Hopes on Rahul's next yatra
The Congress is hopeful that former party president Rahul Gandhi’s upcoming Bharat Jodo Nyay Yatra will boost the morale of party workers that has taken a definite hit since the BJP’s recent poll triumph in the Hindi Heartland. Yet, many believe the leadership’s failure to confront equally critical questions regarding the INDIA bloc’s electoral shape, narrative and campaign, or the even more perplexing matter of whether Sonia Gandhi and Kharge will honour the invite to the Ram Mandir consecration has already given the BJP a wide lead over the party and the wider Opposition bloc.

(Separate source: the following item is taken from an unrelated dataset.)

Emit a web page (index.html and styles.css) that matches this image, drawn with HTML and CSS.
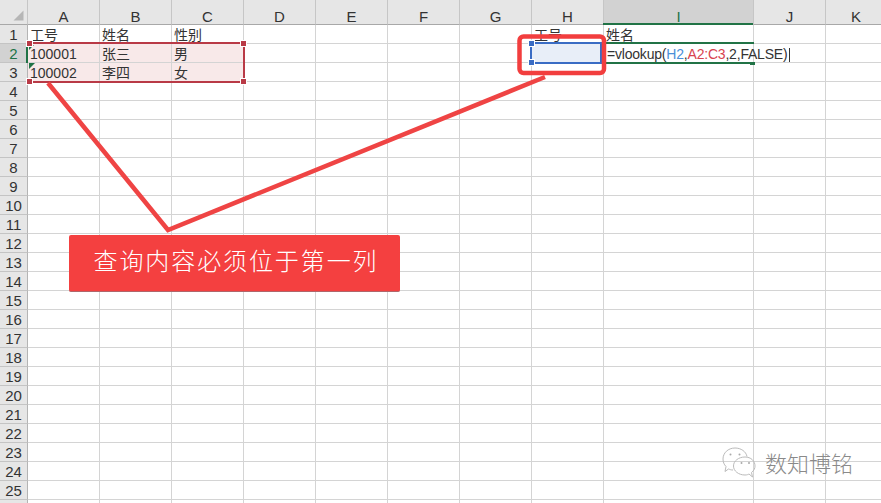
FILE: index.html
```html
<!DOCTYPE html>
<html lang="zh">
<head>
<meta charset="utf-8">
<title>vlookup</title>
<link rel="stylesheet" href="styles.css">
</head>
<body>
<div class="sheet">
<table class="grid">
<colgroup><col class="c-h"><col class="c-n"><col class="c-n"><col class="c-n"><col class="c-n"><col class="c-n"><col class="c-n"><col class="c-n"><col class="c-n"><col class="c-w"><col class="c-n"><col class="c-k"></colgroup>
<tr class="head"><th class="corner"><svg class="tri" width="11" height="11" viewBox="0 0 11 11"><path d="M10.500 .5V10.500H.5Z"/></svg></th><th>A</th><th>B</th><th>C</th><th>D</th><th>E</th><th>F</th><th>G</th><th>H</th><th class="active">I</th><th>J</th><th>K</th></tr>
<tr><th>1</th><td>工号</td><td>姓名</td><td>性别</td><td></td><td></td><td></td><td></td><td class="hidden-label">工号</td><td>姓名</td><td></td><td></td></tr>
<tr><th class="active-row">2</th><td class="sel">100001</td><td class="sel">张三</td><td class="sel">男</td><td></td><td></td><td></td><td></td><td class="blue"></td><td class="formula">=vlookup(<span class="f-blue">H2</span>,<span class="f-red">A2:C3</span>,2,FALSE)</td><td></td><td></td></tr>
<tr><th>3</th><td class="sel">100002</td><td class="sel">李四</td><td class="sel">女</td><td></td><td></td><td></td><td></td><td></td><td></td><td></td><td></td></tr>
<tr><th>4</th><td></td><td></td><td></td><td></td><td></td><td></td><td></td><td></td><td></td><td></td><td></td></tr>
<tr><th>5</th><td></td><td></td><td></td><td></td><td></td><td></td><td></td><td></td><td></td><td></td><td></td></tr>
<tr><th>6</th><td></td><td></td><td></td><td></td><td></td><td></td><td></td><td></td><td></td><td></td><td></td></tr>
<tr><th>7</th><td></td><td></td><td></td><td></td><td></td><td></td><td></td><td></td><td></td><td></td><td></td></tr>
<tr><th>8</th><td></td><td></td><td></td><td></td><td></td><td></td><td></td><td></td><td></td><td></td><td></td></tr>
<tr><th>9</th><td></td><td></td><td></td><td></td><td></td><td></td><td></td><td></td><td></td><td></td><td></td></tr>
<tr><th>10</th><td></td><td></td><td></td><td></td><td></td><td></td><td></td><td></td><td></td><td></td><td></td></tr>
<tr><th>11</th><td></td><td></td><td></td><td></td><td></td><td></td><td></td><td></td><td></td><td></td><td></td></tr>
<tr><th>12</th><td></td><td></td><td></td><td></td><td></td><td></td><td></td><td></td><td></td><td></td><td></td></tr>
<tr><th>13</th><td></td><td></td><td></td><td></td><td></td><td></td><td></td><td></td><td></td><td></td><td></td></tr>
<tr><th>14</th><td></td><td></td><td></td><td></td><td></td><td></td><td></td><td></td><td></td><td></td><td></td></tr>
<tr><th>15</th><td></td><td></td><td></td><td></td><td></td><td></td><td></td><td></td><td></td><td></td><td></td></tr>
<tr><th>16</th><td></td><td></td><td></td><td></td><td></td><td></td><td></td><td></td><td></td><td></td><td></td></tr>
<tr><th>17</th><td></td><td></td><td></td><td></td><td></td><td></td><td></td><td></td><td></td><td></td><td></td></tr>
<tr><th>18</th><td></td><td></td><td></td><td></td><td></td><td></td><td></td><td></td><td></td><td></td><td></td></tr>
<tr><th>19</th><td></td><td></td><td></td><td></td><td></td><td></td><td></td><td></td><td></td><td></td><td></td></tr>
<tr><th>20</th><td></td><td></td><td></td><td></td><td></td><td></td><td></td><td></td><td></td><td></td><td></td></tr>
<tr><th>21</th><td></td><td></td><td></td><td></td><td></td><td></td><td></td><td></td><td></td><td></td><td></td></tr>
<tr><th>22</th><td></td><td></td><td></td><td></td><td></td><td></td><td></td><td></td><td></td><td></td><td></td></tr>
<tr><th>23</th><td></td><td></td><td></td><td></td><td></td><td></td><td></td><td></td><td></td><td></td><td></td></tr>
<tr><th>24</th><td></td><td></td><td></td><td></td><td></td><td></td><td></td><td></td><td></td><td></td><td></td></tr>
<tr><th>25</th><td></td><td></td><td></td><td></td><td></td><td></td><td></td><td></td><td></td><td></td><td></td></tr>
<tr><th></th><td></td><td></td><td></td><td></td><td></td><td></td><td></td><td></td><td></td><td></td><td></td></tr>
</table>

<div class="row-mark"></div>
<svg class="err err-1" width="5" height="5" viewBox="0 0 5 5"><path d="M0 0H5L0 5Z"/></svg>
<svg class="err err-2" width="6" height="6" viewBox="0 0 6 6"><path d="M0 0H6L0 6Z"/></svg>

<div class="range-red"><i class="h tl"></i><i class="h tr"></i><i class="h bl"></i><i class="h br"></i></div>
<div class="range-blue"><i class="b tl"></i><i class="b bl"></i></div>
<div class="green g1"></div>
<div class="green g2"></div>
<div class="green g3"></div>
<div class="handle-green"></div>
<div class="caret"></div>

<svg class="notes" width="881" height="503" viewBox="0 0 881 503">
<path class="pointer" d="M48 83L168 230L545 77"/>
<rect class="hilite" x="519.500" y="36.500" width="84.500" height="36.500" rx="4"/>
</svg>

<div class="callout">查询内容必须位于第一列</div>

<div class="mark">
<svg class="wechat" width="34" height="34" viewBox="0 0 34 34"><path d="M11 25C9 25 8 24.500 6.500 24L3 26.500L4 21.500C2 19.500 1 17 1 14C1 8 6 3 13 3C19 3 24 6.500 25 11.500"/><path d="M23 12C16.500 12 11.500 16 11.500 21C11.500 26 16.500 30 23 30C25 30 26 29.500 27 29L30.500 32L29.500 27.500C32 25.500 33 23.500 33 21C33 16 29 12 23 12Z"/><circle cx="8.500" cy="9.500" r="1"/><circle cx="17.500" cy="9.500" r="1"/><circle cx="19.500" cy="18" r="1"/><circle cx="27" cy="18" r="1"/></svg>
<span class="mark-text">数知博铭</span>
</div>
</div>
</body>
</html>
```
FILE: styles.css
```css
html, body { margin: 0; padding: 0; background: #fff; }
.sheet { position: relative; width: 881px; height: 503px; overflow: hidden; background: #fff; font-family: "Liberation Sans", "Noto Sans CJK SC", sans-serif; }

.grid { border-collapse: separate; border-spacing: 0; table-layout: fixed; width: 881px; font-size: 14px; color: #333; }
.c-h { width: 28px; }
.c-n { width: 72px; }
.c-w { width: 150px; }
.c-k { width: 61px; }
.grid tr { height: 19px; }
.grid td, .grid th { padding: 3px 0 0; height: 15px; border-right: 1px solid #d4d4d4; border-bottom: 1px solid #d4d4d4; overflow: hidden; white-space: nowrap; line-height: 15px; box-sizing: content-box; }
.grid td { padding-left: 2px; text-align: left; font-weight: 400; overflow: visible; }
.grid th { padding-top: 2px; height: 16px; line-height: 16px; background: #e6e6e6; font-weight: normal; text-align: center; color: #333; border-right-color: #b4b4b4; border-bottom-color: #c4c4c4; font-size: 15px; }
.head { height: 25px !important; }
.grid .head th { padding-top: 3px; height: 21px; border-bottom: 1px solid #a8a8a8; border-right-color: #c6c6c6; vertical-align: bottom; line-height: 15px; }
.corner { position: relative; }
.tri { position: absolute; left: 13px; top: 10px; }
.tri path { fill: #b6b6b6; }
.active { background: #d2d2d2 !important; color: #217346 !important; }
.active-row { background: #d2d2d2 !important; color: #217346 !important; }
.sel { background: #f8e9e9; }
.blue { background: #e8eef8; }
.grid .formula { color: #333; padding-left: 3px; letter-spacing: -0.2px; }
.f-blue { color: #4a8fd8; }
.f-red { color: #d8434f; }

.row-mark { position: absolute; left: 26px; top: 43px; width: 2px; height: 20px; background: #217346; }
.err { position: absolute; fill: #217346; }
.err-1 { left: 29px; top: 45px; }
.err-2 { left: 29px; top: 63px; }

.range-red { position: absolute; left: 28px; top: 42px; width: 217px; height: 41px; border: 2px solid #b93a46; border-left-width: 0; box-sizing: border-box; }
.h { position: absolute; width: 5px; height: 5px; background: #b93a46; outline: 1px solid #fff; }
.tl { left: -1px; top: -3px; }
.tr { right: -3px; top: -3px; }
.bl { left: -1px; bottom: -3px; }
.br { right: -3px; bottom: -3px; }

.range-blue { position: absolute; left: 530px; top: 42px; width: 72px; height: 22px; border: 2px solid #3a6cc4; box-sizing: border-box; }
.b { position: absolute; width: 5px; height: 5px; background: #3a6cc4; outline: 1px solid #fff; }
.b.tl { left: -3px; top: -3px; }
.b.bl { left: -3px; bottom: -3px; }

.green { position: absolute; background: #217346; height: 2px; left: 603px; }
.g1 { top: 23px; width: 150px; }
.g2 { top: 42px; width: 151px; }
.g3 { top: 62px; width: 148px; }
.handle-green { position: absolute; left: 750px; top: 62px; width: 5px; height: 3px; background: #217346; }
.caret { position: absolute; left: 789px; top: 48px; width: 1px; height: 14px; background: #333; }

.notes { position: absolute; left: 0; top: 0; pointer-events: none; }
.pointer { fill: none; stroke: #ef4444; stroke-width: 4.500; stroke-linejoin: miter; }
.hilite { fill: none; stroke: #f23e3e; stroke-width: 4.500; }

.callout { position: absolute; left: 69px; top: 235px; width: 331px; height: 57px; padding-left: 3px; background: #f44040; border-radius: 2px; border-bottom: 1px solid #b0666a; box-sizing: border-box; color: #fff; font-family: "Noto Sans CJK SC", sans-serif; font-weight: 300; font-size: 24px; letter-spacing: 1.9px; line-height: 50px; text-align: center; }

.mark { position: absolute; left: 722px; top: 445px; display: flex; align-items: center; gap: 9px; }
.wechat { fill: none; stroke: #bbb; stroke-width: 1; }
.wechat circle { fill: #aaa; stroke: none; }
.mark-text { font-family: "Noto Sans CJK SC", sans-serif; font-size: 22px; color: #8a8a8a; font-weight: 300; }
```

The Congress has yet to articulate whether Sonia and Kharge will attend the Ram Mandir consecration ceremony in Ayodhya on January 22. Though certain sections of the party have indicated that the two leaders will attend the ceremony, others remain unsure of how the Congress will explain such a stance – or, conversely, even a decision to not attend the ceremony position – to its voter base. “Why is the high command building suspense on whether or not it will attend (the consecration). By not responding, we are only helping the BJP; just make the decision public, explain it to the voters and then get the INDIA alliance moving... we have only three months before the poll campaign starts and we are still behaving as if we have three years to prepare,” said another Congress leader.